Raise your deductible if you can absorb it. Moving to a higher flat deductible can meaningfully lower your annual premium — just make sure you'd actually have that cash on hand after a loss before committing to it.
Ask about mitigation and safety discounts. Monitored fire and burglar alarms, updated electrical and plumbing systems (a real factor given the age of much of Pennsylvania's housing stock), and proper attic insulation and ventilation to reduce ice-dam risk can all shave points off the premium.

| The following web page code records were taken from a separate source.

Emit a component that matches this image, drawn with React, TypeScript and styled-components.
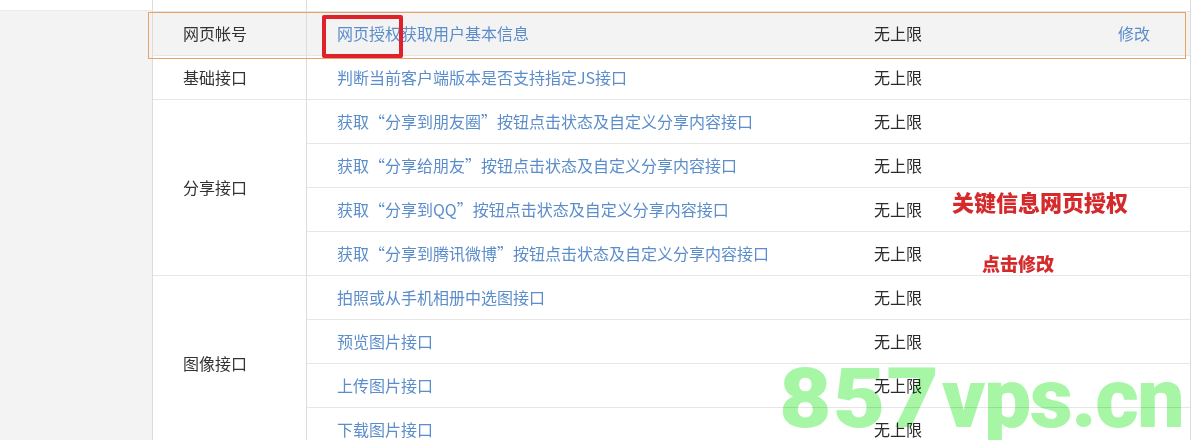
import React from "react";
import styled, { createGlobalStyle } from "styled-components";

const Global = createGlobalStyle`
  html, body { margin: 0; padding: 0; background: #ffffff; }
  body { font-family: "Noto Sans CJK SC", "Noto Sans", sans-serif; overflow: hidden; }
`;

const Page = styled.div`
  position: relative;
  width: 1194px;
  height: 440px;
  overflow: hidden;
  display: flex;
  align-items: flex-start;
`;

const Sidebar = styled.aside`
  width: 152px;
  height: 430px;
  margin-top: 10px;
  background: #f3f3f3;
  border-top: 1px solid #ebebeb;
  flex-shrink: 0;
`;

const Table = styled.div`
  display: grid;
  grid-template-columns: 154px 537px 244px 102px;
  grid-auto-rows: 44px;
  grid-template-rows: 12px;
  border-left: 1px solid #dcdcdc;
  border-right: 1px solid #dcdcdc;
  width: 1037px;
`;

const Cell = styled.div<{ $hl?: boolean; $span?: number }>`
  box-sizing: border-box;
  display: flex;
  align-items: center;
  padding-left: 30px;
  padding-bottom: 1px;
  font-size: 16px;
  line-height: 20px;
  white-space: nowrap;
  background: ${(p) => (p.$hl ? "#f3f3f3" : "#ffffff")};
  border-bottom: 1px solid #e6e6e6;
  ${(p) => (p.$span ? `grid-row: span ${p.$span};` : "")}
`;

const CatCell = styled(Cell)`
  color: #333333;
  border-right: 1px solid #dcdcdc;
`;

const DescCell = styled(Cell)`
  color: #5b8dcb;
`;

const LimitCell = styled(Cell)`
  color: #2a2a2a;
`;

const ActionCell = styled(Cell)`
  color: #5b8dcb;
`;

const HighlightBox = styled.div`
  position: absolute;
  left: 148px;
  top: 12px;
  width: 1036px;
  height: 45px;
  border: 1px solid #e3a466;
  pointer-events: none;
`;

const RedMark = styled.div`
  position: absolute;
  left: 322px;
  top: 15px;
  width: 73px;
  height: 35px;
  border: 4px solid #e0212b;
  border-radius: 2px;
  pointer-events: none;
`;

const Note = styled.div<{ $size: number; $left: number; $top: number }>`
  position: absolute;
  left: ${(p) => p.$left}px;
  top: ${(p) => p.$top}px;
  font-family: "Noto Sans CJK SC", sans-serif;
  font-weight: 900;
  font-size: ${(p) => p.$size}px;
  line-height: ${(p) => p.$size}px;
  color: #d42a2c;
  white-space: nowrap;
`;

const Watermark = styled.div`
  position: absolute;
  left: 779px;
  top: 357px;
  display: flex;
  align-items: baseline;
  gap: 8px;
  font-family: Roboto, "Noto Sans", sans-serif;
  font-weight: 900;
  font-size: 84px;
  line-height: 84px;
  color: #a6f6a6;
  mix-blend-mode: multiply;
  white-space: nowrap;
  pointer-events: none;
`;

const Digits = styled.span`
  display: inline-block;
  width: 155px;
  letter-spacing: 1px;
  transform: scaleX(1.08);
  transform-origin: left center;
`;

const Domain = styled.span`
  letter-spacing: -1.5px;
`;

type Item = { name: string; hl?: boolean; action?: string };
type Group = { cat: string; items: Item[] };

const groups: Group[] = [
  { cat: "网页帐号", items: [{ name: "网页授权获取用户基本信息", hl: true, action: "修改" }] },
  { cat: "基础接口", items: [{ name: "判断当前客户端版本是否支持指定JS接口" }] },
  {
    cat: "分享接口",
    items: [
      { name: "获取“分享到朋友圈”按钮点击状态及自定义分享内容接口" },
      { name: "获取“分享给朋友”按钮点击状态及自定义分享内容接口" },
      { name: "获取“分享到QQ”按钮点击状态及自定义分享内容接口" },
      { name: "获取“分享到腾讯微博”按钮点击状态及自定义分享内容接口" },
    ],
  },
  {
    cat: "图像接口",
    items: [
      { name: "拍照或从手机相册中选图接口" },
      { name: "预览图片接口" },
      { name: "上传图片接口" },
      { name: "下载图片接口" },
    ],
  },
];

export default function App() {
  return (
    <>
      <Global />
      <Page>
        <Sidebar />
        <Table>
          <CatCell />
          <DescCell />
          <LimitCell />
          <ActionCell />
          {groups.map((g) =>
            g.items.map((it, i) => (
              <React.Fragment key={g.cat + i}>
                {i === 0 && (
                  <CatCell $span={g.items.length} $hl={it.hl}>
                    {g.cat}
                  </CatCell>
                )}
                <DescCell $hl={it.hl}>{it.name}</DescCell>
                <LimitCell $hl={it.hl}>无上限</LimitCell>
                <ActionCell $hl={it.hl}>{it.action ?? ""}</ActionCell>
              </React.Fragment>
            ))
          )}
        </Table>
        <Watermark>
          <Digits>857</Digits>
          <Domain>vps.cn</Domain>
        </Watermark>
        <HighlightBox />
        <RedMark />
        <Note $size={22} $left={952} $top={190}>关键信息网页授权</Note>
        <Note $size={18} $left={982} $top={254}>点击修改</Note>
      </Page>
    </>
  );
}
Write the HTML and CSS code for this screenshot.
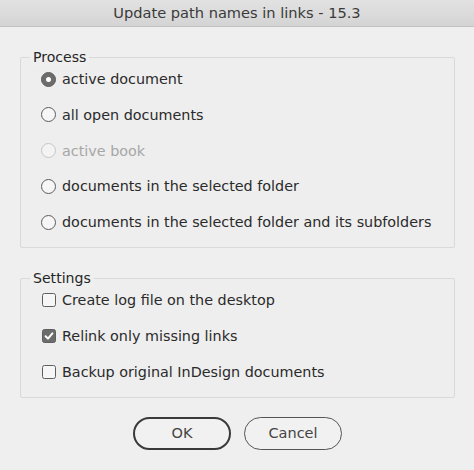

Re-shop at every renewal. Insurers reprice their appetite for different ZIP codes over time, and loyalty rarely earns the best rate. Get competing quotes every one to two years — with a below-average statewide starting point, there's real room to land meaningfully under $1,529 with the right carrier.
Sources
The $1,529 average is based on average coverage levels for 2026; published figures vary somewhat by methodology and dwelling assumptions, so treat it as a reliable center of gravity rather than a quote for your specific home. For state-specific rules, complaint data, or coverage-availability questions — including whether an insurer-of-last-resort program applies to your property — the Pennsylvania Insurance Department is the authoritative contact. Key sources: Insurance.com (average home insurance rates by state, 2026); National Association of Insurance Commissioners (NAIC) — for the Pennsylvania Insurance Department's contact details and consumer resources, check with the state department of insurance directly. We review these figures every six months.